This Sunday, 26 students from Sandy Hook Elementary School, where 26 other students died in a mass shooting in December, are scheduled to sing "America the Beautiful" during the Super Bowl pregame show. The performance is already sparking debate — in the New York Times, in the Week, on parenting blogs and football forums — about whether it's appropriate to ask young children recently exposed to tragedy to sing in front of thousands of people live and likely more than 100 million people on television. Now, it's wouldn't be the first time Sandy Hook students have publicly performed since the shootings: Two weeks ago, 21 of them appeared on Good Morning America to sing "Over the Rainbow." But the Super Bowl isn't a morning TV show — it's equal portions game and spectacle, aired between a parade of ads that, this year, will generate around $250 million for CBS. And the NFL confirmed at a press conference this afternoon that the actress Jennifer Hudson will join the students on the field at the Super Dome in New Orleans. All of which has led a lot of people to ask if these kids are being exploited in some way.

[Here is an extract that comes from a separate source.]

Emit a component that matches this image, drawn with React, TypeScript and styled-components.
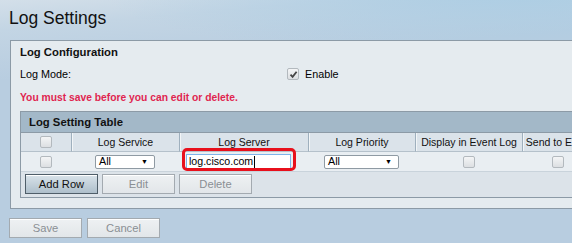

The New York Times was among the first to note criticism of the performance. Linking to a football forum hosted by NBC, the Times asked this morning, "The Super Bowl is more than a game; it’s a national event. But is there a touch of exploitation in the move? Maybe even a hint of political commentary?" Commenters on the forum, at the site Pro Football Talk, seem divided on the performance. One said:
This is just disgusting. Hey, let’s exploit these kids and this tragedy for the purposes of ratings and cause pushing. Great idea! It’s really grotesque. [...] Reducing the tragedy to a stunt at a stupid football game.
Another disagreed: "This isn’t about gun control, or democrat vs republicans [sic] this is about how special of a moment this is for these kids that survived this tragedy." A writer at the parenting blog The Stir thought so, too: "It's a national, fun event, and while we have HAD to move on as a country, it also says that we're still grieving. It says the kids are in our hearts and that we haven't forgotten." The writer Sasha Brown-Worsham also argued that the NFL, the football league that sponsors the Super Bowl, has a special connection to the Sandy Hook shooting:
First [the N.F.L.] held a moment of silence before each game in the week after Newtown. Players wore the names of the victims on various articles of their clothing, and there was always an air of sadness and respect. So why wouldn't they have the kids perform at the Super Bowl?
But the Week's Jessica Hullinger suggests that the widespread outrage over journalists interviewing Sandy Hook students on-air ought to extend to the NFL: "Is parading them in front of millions of Americans less than two months after the incident really all that different?"